At any stage in the academic ladder, mentorship not only matters; it makes a difference
COACHE gears

At every stage of one’s personal or professional development, mentorship can make a profound difference. The mark of a quality mentor, in fact, can boost a mentee’s self-esteem, expand their professional network, and influence career decision-making.

Within the landscape of higher education, the practice of mentoring is also a critical part of a pre-tenure faculty member’s success and campus assimilation, according to a white paper issued by the Collaborative on Academic Careers in Higher Education (COACHE) at the Harvard Graduate School of Education.

As part of its “Benchmark Best Practices” series, COACHE surveyed faculty at its member institutions — more than 200 colleges and universities across the United States — about the effectiveness (or ineffectiveness) of mentoring both on and off campus, while also gauging the adequacy of existing support at individual schools. In follow-up interviews with leaders of institutions with the highest reported levels of faculty satisfaction, a set of best practices emerged that can serve as a blueprint for universities seeking to improve existing mentoring programs.
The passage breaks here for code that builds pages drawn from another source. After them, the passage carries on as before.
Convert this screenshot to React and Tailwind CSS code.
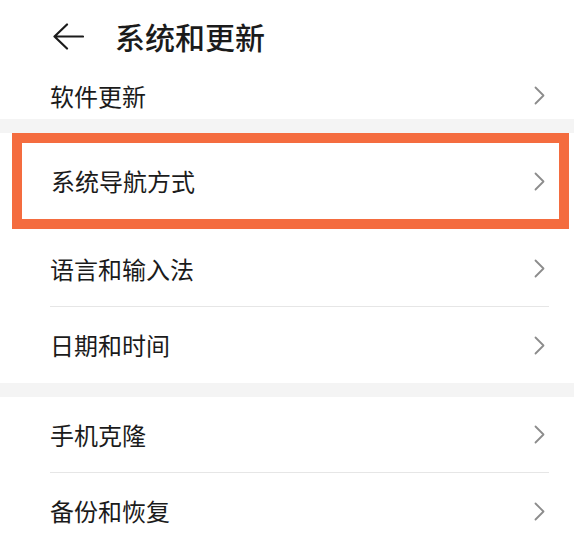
import React from "react";

function Chevron() {
  return (
    <svg width="11" height="19" viewBox="0 0 11 19" fill="none">
      <path d="M1.5 1.5 L9.5 9.5 L1.5 17.5" stroke="#8c8c8c" strokeWidth="1.8" strokeLinecap="round" strokeLinejoin="round" />
    </svg>
  );
}

function BackArrow() {
  return (
    <svg width="31" height="27" viewBox="0 0 31 27" fill="none">
      <path d="M14 1.5 L1.5 13.5 L14 25.5 M1.5 13.5 H30" stroke="#1b1b1b" strokeWidth="2.2" strokeLinecap="round" strokeLinejoin="round" />
    </svg>
  );
}

function Row({ label, divider }) {
  return (
    <div className="pl-[50px] pr-[25px]">
      <div className={`flex h-[76px] items-center justify-between pr-[4px] ${divider ? "border-b border-[#e6e6e6]" : ""}`}>
        <span className="text-[24px] leading-none">{label}</span>
        <Chevron />
      </div>
    </div>
  );
}

export default function App() {
  return (
    <div className="h-[535px] w-[574px] overflow-hidden bg-white font-['Noto_Sans_CJK_SC','Noto_Sans',sans-serif] text-[#1b1b1b]">
      <div className="flex h-[72px] items-center gap-[31px] pl-[53px]">
        <BackArrow />
        <h1 className="text-[30px] font-medium leading-none">系统和更新</h1>
      </div>

      <div className="flex h-[47px] items-center justify-between pl-[50px] pr-[29px]">
        <span className="text-[24px] leading-none">软件更新</span>
        <Chevron />
      </div>

      <div className="h-[14px] bg-[#f4f4f4]" />

      <div className="ml-[12px] mr-[5px] flex h-[96px] items-center justify-between border-[10px] border-[#f46c3f] pl-[29px] pr-[14px]">
        <span className="text-[24px] leading-none">系统导航方式</span>
        <Chevron />
      </div>

      <div className="pt-[2px]">
        <Row label="语言和输入法" divider />
        <Row label="日期和时间" />
      </div>

      <div className="h-[14px] bg-[#f4f4f4]" />

      <Row label="手机克隆" divider />
      <Row label="备份和恢复" />
    </div>
  );
}
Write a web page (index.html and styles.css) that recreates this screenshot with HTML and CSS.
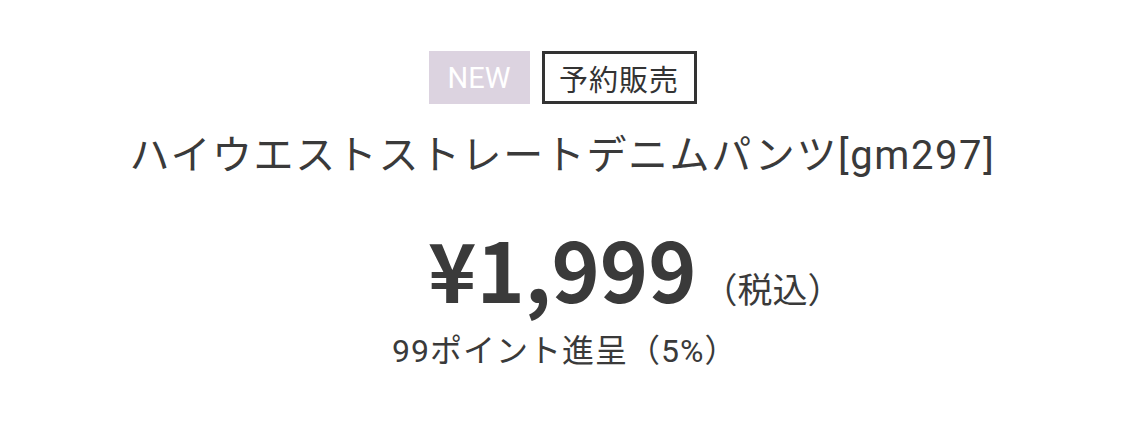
FILE: index.html
```html
<!DOCTYPE html>
<html lang="ja">
<head>
<meta charset="utf-8">
<link rel="stylesheet" href="styles.css">
</head>
<body>
<div class="product">
  <div class="badges">
    <span class="badge badge-new">NEW</span>
    <span class="badge badge-pre">予約販売</span>
  </div>
  <h1 class="title">ハイウエストストレートデニムパンツ[gm297]</h1>
  <div class="pricing">
    <div class="price-row">
      <span class="price">¥1,999</span>
      <span class="tax">（税込）</span>
    </div>
    <div class="points">99ポイント進呈（5%）</div>
  </div>
</div>
</body>
</html>
```
FILE: styles.css
```css
html, body {
  margin: 0;
  padding: 0;
  background: #ffffff;
}
body {
  font-family: "Roboto", "Noto Sans CJK JP", sans-serif;
  color: #3a3a3a;
  width: 1125px;
  height: 421px;
  overflow: hidden;
}
.product {
  display: flex;
  flex-direction: column;
  align-items: center;
  padding-top: 51px;
}
.badges {
  display: flex;
  gap: 12px;
}
.badge {
  box-sizing: border-box;
  height: 53px;
  display: flex;
  align-items: center;
  justify-content: center;
  font-size: 29px;
}
.badge-new {
  width: 101px;
  background: #dcd3e0;
  color: #ffffff;
}
.badge-pre {
  width: 155px;
  border: 3px solid #333333;
  color: #333333;
  letter-spacing: 1px;
}
.title {
  margin: 23px 0 0;
  font-weight: 400;
  font-size: 40px;
  letter-spacing: 1.6px;
  line-height: 58px;
  color: #3a3a3a;
}
.pricing {
  align-self: flex-start;
  margin-left: 392px;
  margin-top: 40px;
}
.price-row {
  display: flex;
  align-items: baseline;
  margin-left: 36px;
  height: 86px;
}
.price {
  font-family: "Noto Sans CJK JP", sans-serif;
  font-weight: 700;
  font-size: 82px;
  line-height: 86px;
  color: #3a3a3a;
}
.tax {
  font-family: "Noto Sans CJK JP", sans-serif;
  font-size: 35px;
  margin-left: 6px;
}
.points {
  font-size: 32px;
  letter-spacing: 1px;
  line-height: 44px;
  margin-top: 18px;
}
```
“At our annual Leaders’ Workshop, we’ve talked about banning the word ‘mentor,’ because it expects too much of one person,” says Kiernan Mathews, director and principal investigator of COACHE. “Support is best when it comes from all quarters of a professor’s network — in the department, elsewhere on campus, even outside the institution — and the best mentoring policies utilize all such connections.”
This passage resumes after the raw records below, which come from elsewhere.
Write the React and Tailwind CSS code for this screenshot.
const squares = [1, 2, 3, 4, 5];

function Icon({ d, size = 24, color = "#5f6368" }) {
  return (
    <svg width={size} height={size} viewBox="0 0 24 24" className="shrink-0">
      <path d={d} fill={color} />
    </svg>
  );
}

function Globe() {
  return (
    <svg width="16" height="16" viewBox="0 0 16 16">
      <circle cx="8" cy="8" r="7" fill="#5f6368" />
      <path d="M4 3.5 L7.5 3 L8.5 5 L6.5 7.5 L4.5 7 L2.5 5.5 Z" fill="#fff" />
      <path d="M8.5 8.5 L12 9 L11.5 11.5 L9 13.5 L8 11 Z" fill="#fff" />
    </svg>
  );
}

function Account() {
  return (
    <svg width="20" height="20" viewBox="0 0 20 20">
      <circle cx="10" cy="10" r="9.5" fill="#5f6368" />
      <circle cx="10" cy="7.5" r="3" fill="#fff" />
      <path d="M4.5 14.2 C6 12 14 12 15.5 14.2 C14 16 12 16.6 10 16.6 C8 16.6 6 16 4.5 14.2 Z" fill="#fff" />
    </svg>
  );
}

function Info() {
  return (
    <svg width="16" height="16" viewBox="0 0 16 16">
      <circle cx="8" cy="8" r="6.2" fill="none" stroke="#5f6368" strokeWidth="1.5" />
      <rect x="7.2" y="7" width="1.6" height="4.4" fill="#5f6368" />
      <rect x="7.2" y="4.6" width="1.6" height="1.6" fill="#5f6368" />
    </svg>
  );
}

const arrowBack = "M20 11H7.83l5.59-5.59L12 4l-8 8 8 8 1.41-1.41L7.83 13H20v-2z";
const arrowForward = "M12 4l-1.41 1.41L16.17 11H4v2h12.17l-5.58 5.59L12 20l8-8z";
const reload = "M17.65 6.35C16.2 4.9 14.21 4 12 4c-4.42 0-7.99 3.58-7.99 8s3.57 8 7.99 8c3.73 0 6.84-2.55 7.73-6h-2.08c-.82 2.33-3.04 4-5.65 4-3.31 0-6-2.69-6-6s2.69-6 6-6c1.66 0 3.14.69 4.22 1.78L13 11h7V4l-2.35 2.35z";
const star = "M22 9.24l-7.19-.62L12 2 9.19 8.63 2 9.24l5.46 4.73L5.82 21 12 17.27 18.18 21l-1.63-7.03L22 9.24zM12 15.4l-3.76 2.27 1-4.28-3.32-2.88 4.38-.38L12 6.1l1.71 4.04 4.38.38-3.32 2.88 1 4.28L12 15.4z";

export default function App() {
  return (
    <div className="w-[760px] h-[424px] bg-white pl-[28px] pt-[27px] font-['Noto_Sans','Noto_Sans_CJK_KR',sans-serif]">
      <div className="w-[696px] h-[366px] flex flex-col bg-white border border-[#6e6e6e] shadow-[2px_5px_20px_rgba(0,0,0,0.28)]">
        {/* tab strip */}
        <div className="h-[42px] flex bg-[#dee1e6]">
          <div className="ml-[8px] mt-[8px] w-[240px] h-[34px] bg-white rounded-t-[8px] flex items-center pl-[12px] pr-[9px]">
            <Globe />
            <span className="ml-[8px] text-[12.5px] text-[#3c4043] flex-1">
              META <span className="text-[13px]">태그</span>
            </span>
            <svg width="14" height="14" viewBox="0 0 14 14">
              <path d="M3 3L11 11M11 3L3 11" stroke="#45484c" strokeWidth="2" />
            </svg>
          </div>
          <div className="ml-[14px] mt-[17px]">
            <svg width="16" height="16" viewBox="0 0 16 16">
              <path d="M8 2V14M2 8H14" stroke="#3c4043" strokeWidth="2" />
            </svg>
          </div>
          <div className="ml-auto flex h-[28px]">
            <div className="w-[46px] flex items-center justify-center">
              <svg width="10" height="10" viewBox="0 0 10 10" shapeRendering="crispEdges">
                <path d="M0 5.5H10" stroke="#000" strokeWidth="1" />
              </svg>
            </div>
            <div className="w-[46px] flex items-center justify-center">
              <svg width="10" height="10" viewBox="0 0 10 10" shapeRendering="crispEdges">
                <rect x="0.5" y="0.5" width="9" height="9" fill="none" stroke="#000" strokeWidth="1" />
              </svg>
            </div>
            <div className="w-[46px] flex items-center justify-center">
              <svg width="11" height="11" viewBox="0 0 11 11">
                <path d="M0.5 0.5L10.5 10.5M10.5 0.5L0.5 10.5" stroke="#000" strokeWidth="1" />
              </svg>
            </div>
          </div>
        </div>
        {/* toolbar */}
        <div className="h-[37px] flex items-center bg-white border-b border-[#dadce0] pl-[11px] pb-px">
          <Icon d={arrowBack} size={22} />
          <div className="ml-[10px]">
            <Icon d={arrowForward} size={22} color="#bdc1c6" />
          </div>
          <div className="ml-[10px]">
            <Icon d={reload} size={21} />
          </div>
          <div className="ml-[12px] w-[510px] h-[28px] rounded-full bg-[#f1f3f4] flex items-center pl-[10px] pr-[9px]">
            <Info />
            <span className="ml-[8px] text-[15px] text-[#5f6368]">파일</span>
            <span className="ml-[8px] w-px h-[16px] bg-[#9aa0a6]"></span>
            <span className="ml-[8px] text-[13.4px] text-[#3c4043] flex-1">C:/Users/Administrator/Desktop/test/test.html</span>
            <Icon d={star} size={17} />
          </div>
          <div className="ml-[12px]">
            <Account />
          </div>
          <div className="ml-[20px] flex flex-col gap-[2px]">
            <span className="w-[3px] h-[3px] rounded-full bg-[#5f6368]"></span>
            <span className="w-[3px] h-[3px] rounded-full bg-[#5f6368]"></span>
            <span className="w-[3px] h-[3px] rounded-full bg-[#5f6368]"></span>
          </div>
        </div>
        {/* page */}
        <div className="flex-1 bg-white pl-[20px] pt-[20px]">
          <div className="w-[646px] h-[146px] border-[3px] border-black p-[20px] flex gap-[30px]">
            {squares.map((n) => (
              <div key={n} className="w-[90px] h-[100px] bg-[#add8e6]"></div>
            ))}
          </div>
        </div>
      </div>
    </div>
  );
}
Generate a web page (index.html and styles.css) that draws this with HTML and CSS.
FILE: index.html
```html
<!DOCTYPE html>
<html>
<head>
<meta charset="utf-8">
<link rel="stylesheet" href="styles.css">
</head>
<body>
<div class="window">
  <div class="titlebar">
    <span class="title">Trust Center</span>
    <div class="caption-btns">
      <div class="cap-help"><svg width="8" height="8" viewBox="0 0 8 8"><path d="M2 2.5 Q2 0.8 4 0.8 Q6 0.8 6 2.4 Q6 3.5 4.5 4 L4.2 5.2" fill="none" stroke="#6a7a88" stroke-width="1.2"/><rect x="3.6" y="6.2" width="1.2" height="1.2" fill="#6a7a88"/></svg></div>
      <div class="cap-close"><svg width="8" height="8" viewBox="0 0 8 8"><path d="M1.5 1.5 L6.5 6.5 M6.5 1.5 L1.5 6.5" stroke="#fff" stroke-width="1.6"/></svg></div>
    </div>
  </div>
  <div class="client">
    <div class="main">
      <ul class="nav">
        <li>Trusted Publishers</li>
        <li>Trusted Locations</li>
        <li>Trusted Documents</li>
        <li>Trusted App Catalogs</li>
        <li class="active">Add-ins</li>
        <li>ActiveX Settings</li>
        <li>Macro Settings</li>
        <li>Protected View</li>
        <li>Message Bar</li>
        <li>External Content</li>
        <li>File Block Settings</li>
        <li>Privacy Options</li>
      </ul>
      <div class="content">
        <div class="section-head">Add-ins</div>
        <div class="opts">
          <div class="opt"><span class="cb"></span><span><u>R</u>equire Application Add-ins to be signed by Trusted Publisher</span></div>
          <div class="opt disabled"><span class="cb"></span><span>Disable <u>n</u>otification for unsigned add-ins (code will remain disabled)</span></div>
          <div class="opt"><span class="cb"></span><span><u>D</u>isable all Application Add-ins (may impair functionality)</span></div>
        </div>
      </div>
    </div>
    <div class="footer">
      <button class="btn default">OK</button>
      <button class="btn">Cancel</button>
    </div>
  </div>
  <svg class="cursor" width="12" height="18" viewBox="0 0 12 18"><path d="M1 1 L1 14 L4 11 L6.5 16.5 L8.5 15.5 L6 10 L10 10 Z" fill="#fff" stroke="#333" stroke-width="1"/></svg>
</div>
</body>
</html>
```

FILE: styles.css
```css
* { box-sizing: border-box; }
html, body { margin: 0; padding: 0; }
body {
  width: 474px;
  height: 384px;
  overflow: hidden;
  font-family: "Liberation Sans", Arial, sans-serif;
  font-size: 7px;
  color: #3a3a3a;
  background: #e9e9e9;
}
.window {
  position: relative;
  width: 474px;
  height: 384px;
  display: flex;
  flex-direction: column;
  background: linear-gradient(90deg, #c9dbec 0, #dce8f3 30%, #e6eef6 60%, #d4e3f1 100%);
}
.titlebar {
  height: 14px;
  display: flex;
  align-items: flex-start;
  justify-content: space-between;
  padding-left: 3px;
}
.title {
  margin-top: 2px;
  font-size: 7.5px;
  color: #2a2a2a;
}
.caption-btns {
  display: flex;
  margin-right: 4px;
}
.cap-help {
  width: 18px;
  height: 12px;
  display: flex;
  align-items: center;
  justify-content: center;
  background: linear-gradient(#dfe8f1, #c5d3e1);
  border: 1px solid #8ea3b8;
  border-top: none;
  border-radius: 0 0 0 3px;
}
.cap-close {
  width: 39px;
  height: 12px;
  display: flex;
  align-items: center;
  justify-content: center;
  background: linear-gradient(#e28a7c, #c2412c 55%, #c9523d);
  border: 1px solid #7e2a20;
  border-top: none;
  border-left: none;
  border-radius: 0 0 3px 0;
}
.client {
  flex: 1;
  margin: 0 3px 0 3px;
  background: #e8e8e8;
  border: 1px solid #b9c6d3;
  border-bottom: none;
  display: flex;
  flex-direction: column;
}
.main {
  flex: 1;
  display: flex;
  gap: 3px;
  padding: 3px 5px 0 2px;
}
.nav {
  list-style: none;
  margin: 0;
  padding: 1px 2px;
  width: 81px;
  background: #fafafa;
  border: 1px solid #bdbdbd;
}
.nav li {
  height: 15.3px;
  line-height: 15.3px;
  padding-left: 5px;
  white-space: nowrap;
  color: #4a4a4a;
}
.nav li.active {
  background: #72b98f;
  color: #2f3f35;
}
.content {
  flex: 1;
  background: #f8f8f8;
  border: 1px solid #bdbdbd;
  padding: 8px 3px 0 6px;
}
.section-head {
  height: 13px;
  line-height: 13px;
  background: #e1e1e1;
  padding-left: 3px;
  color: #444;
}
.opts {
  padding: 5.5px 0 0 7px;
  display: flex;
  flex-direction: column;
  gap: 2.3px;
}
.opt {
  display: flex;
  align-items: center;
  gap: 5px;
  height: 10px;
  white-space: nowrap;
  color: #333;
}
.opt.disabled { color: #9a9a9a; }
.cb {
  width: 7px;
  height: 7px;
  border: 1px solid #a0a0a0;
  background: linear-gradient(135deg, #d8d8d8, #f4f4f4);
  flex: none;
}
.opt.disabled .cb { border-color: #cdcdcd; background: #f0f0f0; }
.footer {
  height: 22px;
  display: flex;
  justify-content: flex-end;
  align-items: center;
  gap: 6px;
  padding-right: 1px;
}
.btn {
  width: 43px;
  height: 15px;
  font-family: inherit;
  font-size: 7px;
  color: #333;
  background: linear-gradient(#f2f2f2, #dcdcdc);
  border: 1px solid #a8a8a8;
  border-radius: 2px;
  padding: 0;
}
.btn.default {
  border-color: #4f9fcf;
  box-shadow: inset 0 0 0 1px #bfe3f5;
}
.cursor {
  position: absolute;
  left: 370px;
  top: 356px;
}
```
Among the key recommendations:

  • Ensure mentoring for assistant and associate professors.
  • Promote the mutual benefits for mentee and mentor alike: mentees learn the ropes, collect champions and confidants, and enjoy a greater sense of “fit” within their departments. Mentors feel a greater sense of purpose, even vitality, through these relationships.
  • Mentoring should meet individuals’ needs, so make no “silver bullet” assumptions about what type of mentoring faculty will want (or even if they will want it at all). Instead, provide multiple paths to mentors on faculty’s own terms.
  • Transparency is important, especially for women and faculty of color. Therefore, written, department-sensitive guidelines help both mentors and mentees.
  • For underrepresented faculty groups, finding a mentor with a similar background can be vital to success, yet difficult to find in some disciplines. Support mentoring networks beyond the department and divisions by reaching out to other institutions (e.g. through a consortium or system).
  • If possible, reward mentors through stipends, course releases, or other avenues of recognition (examples are in Benchmark Best Practices: Appreciation & Recognition).
  • Evaluate the quality of mentoring. Both mentors and mentees should be part of the evaluative process. COACHE results can be used to frame the conversation.

In addition to offering general advice on the promotion of mentorship, the white paper cites specific programmatic examples from Christopher Newport University, Hamilton College, College of the Holy Cross, Kenyon College, Middlebury College, and Stonehill College.